The downgrade and Outlook change reflect increasing political instability and the corresponding deterioration of Nicaragua's investment, economic growth, and public finance outlook. Declining deposits and incipient related pressure on international reserves have increased financial and macro stability risks in the context of Nicaragua's crawling peg exchange rate regime and highly dollarized financial system. Uncertainty over the course of domestic political events presents downside risks to Fitch's forecasts.

Domestic political unrest has claimed at least 215 lives since April 18. Protests sparked by a social security reform reflect political polarization surrounding President Daniel Ortega's consolidation of influence over public institutions since his return to power in 2007. Violence has escalated and risks of a protracted civil conflict are increasing. The military has not intervened to date. A national dialogue mediated by religious officials between President Ortega and his wife and Vice President Rosario Murillo, and a broad group of business, student, rural activist, and civic groups has been unable to negotiate a solution.

There has been pressure on the financial system's highly dollarized and short-term deposit base and the central bank's international reserves. Bank deposits have fallen by USD665 million (12%) from April 17 to June 19, of which USD285 million net outflows occurred since May 30. In response, the central bank has increased daily liquidity management operations and has introduced new instruments. However, the Cordoba's crawling peg exchange rate to the U.S. dollar, the macro policy anchor, limits the central bank's scope to increase the money supply. The banks had adequate capital (14.3% as of April) and liquidity (34.1% as of June 20) ratios. Fitch placed the national scale ratings of the rated financial institutions in Nicaragua on Rating Watch Negative on June 15, reflecting the deterioration in their operating environment and the potential negative impact on their financial performance and funding.

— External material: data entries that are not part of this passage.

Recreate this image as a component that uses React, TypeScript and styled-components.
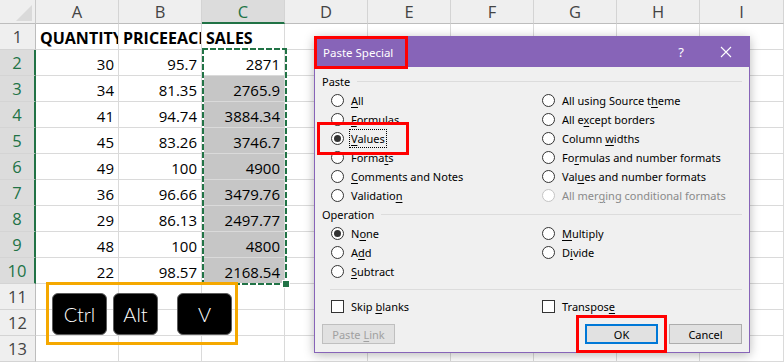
import React from "react";
import styled, { createGlobalStyle } from "styled-components";

const GREEN = "#217346";

const GlobalStyle = createGlobalStyle`
  html, body {
    margin: 0;
    padding: 0;
    background: #ffffff;
  }
`;

const Screen = styled.div`
  position: relative;
  width: 784px;
  height: 362px;
  overflow: hidden;
  background: #ffffff;
`;

/* ---------- spreadsheet ---------- */

const Sheet = styled.div`
  display: grid;
  grid-template-columns: 36px repeat(8, 83px) 84px;
  grid-template-rows: 24px repeat(13, 26px);
  font-family: "Open Sans", "Liberation Sans", sans-serif;
`;

const Corner = styled.div`
  box-sizing: border-box;
  background: #efefef;
  border-right: 1px solid #c9c9c9;
  border-bottom: 1px solid #bdbdbd;
  display: flex;
  align-items: flex-end;
  justify-content: flex-end;
  padding: 0 3px 2px 0;
  &::after {
    content: "";
    border-left: 16px solid transparent;
    border-bottom: 16px solid #dadada;
  }
`;

const ColHead = styled.div<{ $active?: boolean }>`
  box-sizing: border-box;
  display: flex;
  align-items: center;
  justify-content: center;
  background: ${(p) => (p.$active ? "#dcdcdc" : "#efefef")};
  color: ${(p) => (p.$active ? GREEN : "#444444")};
  border-right: 1px solid #d4d4d4;
  border-bottom: ${(p) => (p.$active ? `2px solid ${GREEN}` : "1px solid #bdbdbd")};
  font-size: 16.5px;
`;

const RowHead = styled.div<{ $active?: boolean }>`
  box-sizing: border-box;
  display: flex;
  align-items: center;
  justify-content: center;
  background: ${(p) => (p.$active ? "#dcdcdc" : "#efefef")};
  color: ${(p) => (p.$active ? GREEN : "#444444")};
  border-right: ${(p) => (p.$active ? `2px solid ${GREEN}` : "1px solid #bdbdbd")};
  border-bottom: 1px solid #d4d4d4;
  font-size: 16.5px;
`;

const Cell = styled.div<{ $sel?: boolean; $bold?: boolean; $num?: boolean }>`
  box-sizing: border-box;
  display: flex;
  align-items: flex-end;
  justify-content: ${(p) => (p.$num ? "flex-end" : "flex-start")};
  padding: 0 4px 1px 4px;
  background: ${(p) => (p.$sel ? "#c6c6c6" : "#ffffff")};
  border-right: 1px solid #dadada;
  border-bottom: 1px solid #dadada;
  font-size: ${(p) => (p.$bold ? "16px" : "15px")};
  line-height: 20px;
  font-weight: ${(p) => (p.$bold ? 700 : 400)};
  color: #000000;
  white-space: nowrap;
  overflow: hidden;
`;

const Marquee = styled.div`
  position: absolute;
  left: 202px;
  top: 48px;
  width: 85px;
  height: 237px;
  box-sizing: border-box;
  background:
    repeating-linear-gradient(90deg, ${GREEN} 0 6px, #ffffff 6px 8px) top / 100% 2px no-repeat,
    repeating-linear-gradient(90deg, ${GREEN} 0 6px, #ffffff 6px 8px) bottom / 100% 2px no-repeat,
    repeating-linear-gradient(180deg, ${GREEN} 0 6px, #ffffff 6px 8px) left / 2px 100% no-repeat,
    repeating-linear-gradient(180deg, ${GREEN} 0 6px, #ffffff 6px 8px) right / 2px 100% no-repeat;
`;

const FillHandle = styled.div`
  position: absolute;
  right: -3px;
  bottom: -3px;
  width: 6px;
  height: 6px;
  background: ${GREEN};
  border: 1px solid #ffffff;
`;

/* ---------- keyboard shortcut callout ---------- */

const KeyCallout = styled.div`
  position: absolute;
  left: 46px;
  top: 282px;
  width: 192px;
  height: 63px;
  box-sizing: border-box;
  border: 3px solid #f5a800;
  display: flex;
  align-items: center;
`;

const Key = styled.div<{ $w: number; $ml: number }>`
  box-sizing: border-box;
  width: ${(p) => p.$w}px;
  height: 42px;
  margin-left: ${(p) => p.$ml}px;
  background: #000000;
  border: 1.5px solid #5c5c5c;
  border-radius: 6px;
  display: flex;
  align-items: center;
  justify-content: center;
  color: #ffffff;
  font-family: "Lato", "DejaVu Sans", sans-serif;
  font-weight: 300;
  font-size: 20px;
`;

/* ---------- paste special dialog ---------- */

const Dialog = styled.div`
  position: absolute;
  left: 314px;
  top: 36px;
  width: 436px;
  height: 317px;
  box-sizing: border-box;
  border: 1px solid #8764b8;
  background: #f0f0f0;
  box-shadow: 0 2px 10px rgba(0, 0, 0, 0.28);
  display: flex;
  flex-direction: column;
  font-family: "Noto Sans", "Liberation Sans", sans-serif;
  font-size: 11px;
  color: #000000;
`;

const TitleBar = styled.div`
  height: 30px;
  flex: none;
  background: #8764b8;
  color: #ffffff;
  display: flex;
  align-items: center;
  padding-left: 8px;
  font-size: 11.5px;
`;

const TitleText = styled.div`
  flex: 1;
`;

const TitleButton = styled.div<{ $w: number }>`
  width: ${(p) => p.$w}px;
  height: 30px;
  display: flex;
  align-items: center;
  justify-content: center;
  font-size: 13px;
`;

const Body = styled.div`
  flex: 1;
  display: flex;
  flex-direction: column;
  padding: 5px 7px 8px 7px;
`;

const GroupHeader = styled.div`
  height: 18px;
  display: flex;
  align-items: center;
  gap: 7px;
  &::after {
    content: "";
    flex: 1;
    height: 1px;
    background: #dcdcdc;
  }
`;

const OptionGrid = styled.div<{ $rows: number }>`
  display: grid;
  grid-template-columns: 211px 1fr;
  grid-template-rows: repeat(${(p) => p.$rows}, 19px);
  grid-auto-flow: column;
  margin-top: 1px;
  padding-left: 9px;
`;

const Option = styled.div<{ $disabled?: boolean }>`
  display: flex;
  align-items: center;
  gap: 7px;
  color: ${(p) => (p.$disabled ? "#8a8a8a" : "#000000")};
`;

const Radio = styled.span<{ $checked?: boolean; $disabled?: boolean }>`
  box-sizing: border-box;
  width: 13px;
  height: 13px;
  border-radius: 50%;
  border: 1px solid ${(p) => (p.$disabled ? "#c4c4c4" : "#333333")};
  background: #ffffff;
  display: flex;
  align-items: center;
  justify-content: center;
  &::after {
    content: "";
    width: 7px;
    height: 7px;
    border-radius: 50%;
    background: ${(p) => (p.$checked ? "#333333" : "transparent")};
  }
`;

const Check = styled.span`
  box-sizing: border-box;
  width: 13px;
  height: 13px;
  border: 1px solid #333333;
  background: #ffffff;
`;

const Label = styled.span<{ $focus?: boolean }>`
  outline: ${(p) => (p.$focus ? "1px dotted #000000" : "none")};
  outline-offset: 1px;
  white-space: pre;
`;

const AccessKey = styled.span`
  text-decoration: underline;
  text-underline-offset: 2px;
`;

const Divider = styled.div`
  height: 1px;
  background: #dcdcdc;
  margin: 8px 0 7px 8px;
`;

const CheckRow = styled.div`
  display: grid;
  grid-template-columns: 211px 1fr;
  height: 19px;
  padding-left: 9px;
`;

const ButtonRow = styled.div`
  display: flex;
  gap: 11px;
  margin-top: 8px;
`;

const Spacer = styled.div`
  flex: 1;
`;

const Button = styled.div<{ $primary?: boolean; $disabled?: boolean; $flag?: boolean }>`
  box-sizing: border-box;
  width: 73px;
  height: 20px;
  display: flex;
  align-items: center;
  justify-content: center;
  background: #e1e1e1;
  border: ${(p) => (p.$primary ? "2px solid #0078d7" : p.$disabled ? "1px solid #bfbfbf" : "1px solid #adadad")};
  color: ${(p) => (p.$disabled ? "#a0a0a0" : "#000000")};
  outline: ${(p) => (p.$flag ? "3px solid #ff0000" : "none")};
  outline-offset: 6px;
`;

const Marker = styled.div<{ $x: number; $y: number; $w: number; $h: number }>`
  position: absolute;
  left: ${(p) => p.$x}px;
  top: ${(p) => p.$y}px;
  width: ${(p) => p.$w}px;
  height: ${(p) => p.$h}px;
  box-sizing: border-box;
  border: 3px solid #ff0000;
`;

/* ---------- data ---------- */

const columns = ["A", "B", "C", "D", "E", "F", "G", "H", "I"];

const rows: string[][] = [
  ["QUANTITY", "PRICEEACH", "SALES"],
  ["30", "95.7", "2871"],
  ["34", "81.35", "2765.9"],
  ["41", "94.74", "3884.34"],
  ["45", "83.26", "3746.7"],
  ["49", "100", "4900"],
  ["36", "96.66", "3479.76"],
  ["29", "86.13", "2497.77"],
  ["48", "100", "4800"],
  ["22", "98.57", "2168.54"],
  [],
  [],
  [],
];

type Opt = { label: string; checked?: boolean; disabled?: boolean; focus?: boolean };

const pasteOptions: Opt[] = [
  { label: "&All" },
  { label: "&Formulas" },
  { label: "&Values", checked: true, focus: true },
  { label: "Forma&ts" },
  { label: "&Comments and Notes" },
  { label: "Validatio&n" },
  { label: "All using Source t&heme" },
  { label: "All e&xcept borders" },
  { label: "Column &widths" },
  { label: "Fo&rmulas and number formats" },
  { label: "Val&ues and number formats" },
  { label: "All mer&ging conditional formats", disabled: true },
];

const operationOptions: Opt[] = [
  { label: "N&one", checked: true },
  { label: "A&dd" },
  { label: "&Subtract" },
  { label: "&Multiply" },
  { label: "D&ivide" },
];

// "&" marks the underlined access key, like a Windows resource string
function Mnemonic({ text }: { text: string }) {
  const i = text.indexOf("&");
  if (i < 0) return <>{text}</>;
  return (
    <>
      {text.slice(0, i)}
      <AccessKey>{text[i + 1]}</AccessKey>
      {text.slice(i + 2)}
    </>
  );
}

function OptionList({ items, rows: count }: { items: Opt[]; rows: number }) {
  return (
    <OptionGrid $rows={count}>
      {items.map((o) => (
        <Option key={o.label} $disabled={o.disabled}>
          <Radio $checked={o.checked} $disabled={o.disabled} />
          <Label $focus={o.focus}>
            <Mnemonic text={o.label} />
          </Label>
        </Option>
      ))}
    </OptionGrid>
  );
}

export default function App() {
  return (
    <Screen>
      <GlobalStyle />
      <Sheet>
        <Corner />
        {columns.map((c) => (
          <ColHead key={c} $active={c === "C"}>
            {c}
          </ColHead>
        ))}
        {rows.map((r, ri) => {
          const n = ri + 1;
          const inRange = n >= 2 && n <= 10;
          return (
            <React.Fragment key={n}>
              <RowHead $active={inRange}>{n}</RowHead>
              {columns.map((c, ci) => (
                <Cell
                  key={c}
                  $bold={n === 1}
                  $num={n > 1}
                  $sel={ci === 2 && n >= 3 && n <= 10}
                >
                  {r[ci] ?? ""}
                </Cell>
              ))}
            </React.Fragment>
          );
        })}
      </Sheet>

      <Marquee>
        <FillHandle />
      </Marquee>

      <KeyCallout>
        <Key $w={55} $ml={3}>Ctrl</Key>
        <Key $w={45} $ml={6}>Alt</Key>
        <Key $w={55} $ml={19}>V</Key>
      </KeyCallout>

      <Dialog>
        <TitleBar>
          <TitleText>Paste Special</TitleText>
          <TitleButton $w={44}>?</TitleButton>
          <TitleButton $w={46}>
            <svg width="12" height="12" viewBox="0 0 12 12">
              <path d="M1 1 L11 11 M11 1 L1 11" stroke="#ffffff" strokeWidth="1.1" />
            </svg>
          </TitleButton>
        </TitleBar>
        <Body>
          <GroupHeader>Paste</GroupHeader>
          <OptionList items={pasteOptions} rows={6} />
          <GroupHeader>Operation</GroupHeader>
          <OptionList items={operationOptions} rows={3} />
          <Divider />
          <CheckRow>
            <Option>
              <Check />
              <Label>
                <Mnemonic text="Skip &blanks" />
              </Label>
            </Option>
            <Option>
              <Check />
              <Label>
                <Mnemonic text="Transpos&e" />
              </Label>
            </Option>
          </CheckRow>
          <ButtonRow>
            <Button $disabled>
              <Label>
                <Mnemonic text="Paste &Link" />
              </Label>
            </Button>
            <Spacer />
            <Button $primary $flag>
              OK
            </Button>
            <Button>Cancel</Button>
          </ButtonRow>
        </Body>
      </Dialog>

      <Marker $x={314} $y={36} $w={94} $h={33} />
      <Marker $x={317} $y={122} $w={92} $h={33} />
    </Screen>
  );
}
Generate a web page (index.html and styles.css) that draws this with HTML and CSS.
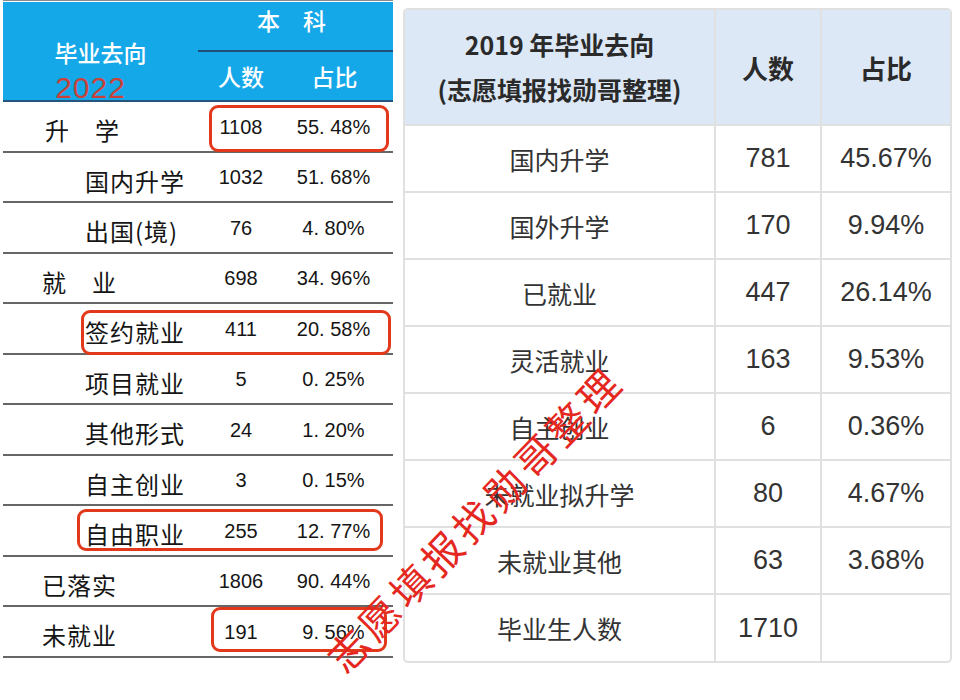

External liquidity metrics are in line with peers. Central bank net foreign exchange sales to commercial banks and a drawdown of central government deposits have reduced net international reserves by USD293 million (10%) from April 17 to June 20. Net international reserves of USD2,623 million at June 20 cover 3.7 months of current external payments, on par with the 'B' median of 3.9 months. The central bank also has a USD200 million external liquidity line available from the Central American Bank for Economic Integration. Nicaragua's smooth external amortization profile supports its international liquidity ratio at close to 200%. Its external debt service ratio, close to 11% of current external receipts, is in line with the 'B' median of 12%. 

Fitch expects the current account deficit (CAD) to widen to 8% of GDP in 2018 due to higher fuel import payments and a likely fall in revenues from tourism and some agricultural exports. The strong recovery of agricultural exports and moderate oil prices during 1H17 resulted in the historically low current account deficit of 5% of GDP in 2017. Exports of Nicaragua's main agricultural and manufactured goods plus remittance receipts continue to sustain the inflow of foreign exchange to the trade-dependent economy.

FDI, which financed most of the CAD the past five years, is expected to decrease by USD200 million under the baseline scenario. Foreign investment is sensitive to further negative shocks (property rights, security, or infrastructure quality), and a shortfall would undermine Nicaragua's ability to finance the CAD, which exceeds the 'B' median in most years, and potentially put pressure on international reserves. Nicaragua's current account deficit, net external debt (48% of GDP), and commodity export dependence (38% of current external receipts) exceed the 'B' median.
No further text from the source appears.